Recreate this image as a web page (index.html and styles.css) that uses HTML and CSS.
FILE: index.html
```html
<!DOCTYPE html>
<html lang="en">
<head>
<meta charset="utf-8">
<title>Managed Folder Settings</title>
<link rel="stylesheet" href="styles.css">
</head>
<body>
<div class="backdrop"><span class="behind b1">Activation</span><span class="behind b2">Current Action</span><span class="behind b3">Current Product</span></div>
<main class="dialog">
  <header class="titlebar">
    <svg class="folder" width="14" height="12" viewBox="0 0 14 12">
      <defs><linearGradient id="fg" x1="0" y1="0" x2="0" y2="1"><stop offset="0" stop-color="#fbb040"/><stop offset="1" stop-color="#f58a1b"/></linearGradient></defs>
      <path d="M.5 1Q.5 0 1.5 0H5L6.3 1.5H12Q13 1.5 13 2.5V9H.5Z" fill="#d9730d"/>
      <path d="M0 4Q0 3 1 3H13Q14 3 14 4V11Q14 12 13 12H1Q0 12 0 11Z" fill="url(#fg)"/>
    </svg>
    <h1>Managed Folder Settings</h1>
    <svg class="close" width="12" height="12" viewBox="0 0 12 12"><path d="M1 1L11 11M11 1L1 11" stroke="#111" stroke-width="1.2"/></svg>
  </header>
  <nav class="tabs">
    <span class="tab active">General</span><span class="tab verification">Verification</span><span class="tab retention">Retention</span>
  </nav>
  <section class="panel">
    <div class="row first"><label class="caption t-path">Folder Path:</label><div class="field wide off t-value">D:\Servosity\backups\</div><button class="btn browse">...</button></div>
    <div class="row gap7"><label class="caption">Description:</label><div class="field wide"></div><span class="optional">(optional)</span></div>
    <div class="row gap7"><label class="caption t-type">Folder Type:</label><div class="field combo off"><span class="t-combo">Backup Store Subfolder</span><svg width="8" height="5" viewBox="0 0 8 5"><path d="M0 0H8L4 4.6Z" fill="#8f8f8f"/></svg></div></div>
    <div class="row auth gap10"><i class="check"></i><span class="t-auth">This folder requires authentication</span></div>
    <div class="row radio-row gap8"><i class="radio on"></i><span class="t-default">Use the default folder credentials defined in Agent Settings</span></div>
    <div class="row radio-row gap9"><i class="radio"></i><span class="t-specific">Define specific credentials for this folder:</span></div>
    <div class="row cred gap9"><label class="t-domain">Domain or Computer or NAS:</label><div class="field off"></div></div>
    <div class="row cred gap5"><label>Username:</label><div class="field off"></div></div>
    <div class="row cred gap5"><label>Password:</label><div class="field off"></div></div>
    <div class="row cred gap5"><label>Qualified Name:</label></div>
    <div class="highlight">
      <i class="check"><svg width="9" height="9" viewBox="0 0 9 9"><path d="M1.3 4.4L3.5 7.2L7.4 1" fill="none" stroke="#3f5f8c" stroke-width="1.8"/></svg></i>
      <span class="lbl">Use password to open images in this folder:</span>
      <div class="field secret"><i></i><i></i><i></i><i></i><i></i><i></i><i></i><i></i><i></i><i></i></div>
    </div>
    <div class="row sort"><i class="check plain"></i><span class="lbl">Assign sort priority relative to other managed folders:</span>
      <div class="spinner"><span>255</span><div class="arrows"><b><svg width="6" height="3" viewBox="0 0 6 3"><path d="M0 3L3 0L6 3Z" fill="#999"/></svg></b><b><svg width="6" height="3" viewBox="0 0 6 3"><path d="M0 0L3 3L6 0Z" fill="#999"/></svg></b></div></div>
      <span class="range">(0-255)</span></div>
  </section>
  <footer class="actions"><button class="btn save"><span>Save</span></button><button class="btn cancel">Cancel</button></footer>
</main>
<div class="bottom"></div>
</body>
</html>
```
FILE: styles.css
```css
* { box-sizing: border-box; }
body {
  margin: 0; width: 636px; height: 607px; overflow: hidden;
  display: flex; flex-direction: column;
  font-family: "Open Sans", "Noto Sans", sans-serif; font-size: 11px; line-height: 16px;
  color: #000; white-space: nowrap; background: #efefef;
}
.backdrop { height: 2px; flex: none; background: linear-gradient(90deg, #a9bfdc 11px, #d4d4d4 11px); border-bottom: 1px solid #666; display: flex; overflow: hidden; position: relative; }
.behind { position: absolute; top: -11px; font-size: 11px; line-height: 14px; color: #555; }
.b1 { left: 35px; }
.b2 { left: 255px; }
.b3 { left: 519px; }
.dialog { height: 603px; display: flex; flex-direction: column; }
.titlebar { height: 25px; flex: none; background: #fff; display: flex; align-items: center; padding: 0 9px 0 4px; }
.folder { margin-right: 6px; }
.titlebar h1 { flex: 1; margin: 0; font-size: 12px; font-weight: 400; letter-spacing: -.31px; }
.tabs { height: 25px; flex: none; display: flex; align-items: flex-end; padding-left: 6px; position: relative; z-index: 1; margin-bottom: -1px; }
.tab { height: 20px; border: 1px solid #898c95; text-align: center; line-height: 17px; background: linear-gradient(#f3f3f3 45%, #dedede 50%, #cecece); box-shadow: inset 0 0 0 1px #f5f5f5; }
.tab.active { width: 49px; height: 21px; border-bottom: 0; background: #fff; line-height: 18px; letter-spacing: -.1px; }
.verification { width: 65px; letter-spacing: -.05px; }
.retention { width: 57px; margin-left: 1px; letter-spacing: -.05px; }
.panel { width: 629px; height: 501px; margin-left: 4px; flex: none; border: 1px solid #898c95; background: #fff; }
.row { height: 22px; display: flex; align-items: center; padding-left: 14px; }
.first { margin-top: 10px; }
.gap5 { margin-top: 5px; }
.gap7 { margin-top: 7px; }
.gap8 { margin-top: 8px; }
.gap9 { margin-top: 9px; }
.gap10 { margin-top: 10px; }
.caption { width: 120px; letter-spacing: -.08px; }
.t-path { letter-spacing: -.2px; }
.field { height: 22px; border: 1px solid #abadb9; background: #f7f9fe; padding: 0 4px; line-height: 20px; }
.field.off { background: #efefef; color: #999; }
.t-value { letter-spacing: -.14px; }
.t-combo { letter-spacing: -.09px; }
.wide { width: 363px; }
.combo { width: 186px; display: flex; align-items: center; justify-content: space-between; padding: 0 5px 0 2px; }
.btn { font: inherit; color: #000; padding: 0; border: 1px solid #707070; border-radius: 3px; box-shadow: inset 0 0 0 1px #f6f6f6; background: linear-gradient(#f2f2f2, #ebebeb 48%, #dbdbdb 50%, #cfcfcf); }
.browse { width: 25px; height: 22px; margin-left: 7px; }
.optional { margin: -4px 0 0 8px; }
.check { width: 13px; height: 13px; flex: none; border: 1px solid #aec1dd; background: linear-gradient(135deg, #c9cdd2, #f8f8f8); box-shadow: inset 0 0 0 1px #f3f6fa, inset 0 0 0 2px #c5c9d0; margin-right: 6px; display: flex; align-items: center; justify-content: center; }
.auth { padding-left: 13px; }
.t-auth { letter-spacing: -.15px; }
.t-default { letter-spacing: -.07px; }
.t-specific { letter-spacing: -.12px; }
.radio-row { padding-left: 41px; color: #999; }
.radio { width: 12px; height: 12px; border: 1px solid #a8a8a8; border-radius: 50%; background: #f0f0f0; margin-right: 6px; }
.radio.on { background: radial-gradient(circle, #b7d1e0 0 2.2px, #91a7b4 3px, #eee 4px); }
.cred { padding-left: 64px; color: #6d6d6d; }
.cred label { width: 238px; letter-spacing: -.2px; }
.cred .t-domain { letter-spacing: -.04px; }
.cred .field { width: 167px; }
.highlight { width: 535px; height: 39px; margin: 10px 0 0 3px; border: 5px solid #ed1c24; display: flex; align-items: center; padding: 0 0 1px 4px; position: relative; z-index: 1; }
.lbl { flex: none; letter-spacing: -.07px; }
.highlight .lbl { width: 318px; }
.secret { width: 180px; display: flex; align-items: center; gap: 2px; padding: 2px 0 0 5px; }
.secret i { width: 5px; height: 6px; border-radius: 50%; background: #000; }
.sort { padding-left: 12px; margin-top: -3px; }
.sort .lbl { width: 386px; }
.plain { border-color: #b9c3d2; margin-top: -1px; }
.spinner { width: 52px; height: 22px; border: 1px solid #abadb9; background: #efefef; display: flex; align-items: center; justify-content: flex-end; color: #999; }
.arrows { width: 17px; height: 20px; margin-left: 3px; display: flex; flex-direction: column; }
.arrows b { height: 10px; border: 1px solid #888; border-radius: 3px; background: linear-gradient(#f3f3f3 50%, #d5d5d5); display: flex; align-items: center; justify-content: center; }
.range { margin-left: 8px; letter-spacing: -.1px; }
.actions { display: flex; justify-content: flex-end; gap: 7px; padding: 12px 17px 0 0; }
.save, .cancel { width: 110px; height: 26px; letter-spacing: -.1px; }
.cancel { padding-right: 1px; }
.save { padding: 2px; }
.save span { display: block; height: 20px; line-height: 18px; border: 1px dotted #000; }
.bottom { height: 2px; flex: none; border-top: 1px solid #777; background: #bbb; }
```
══════════
* _Task brief_
Find the word "styles" and list each line it appears in.

* _Task response_
Recreate this image as a web page (index.html and styles.css) that uses HTML and CSS.
<link rel="stylesheet" href="styles.css">
FILE: styles.css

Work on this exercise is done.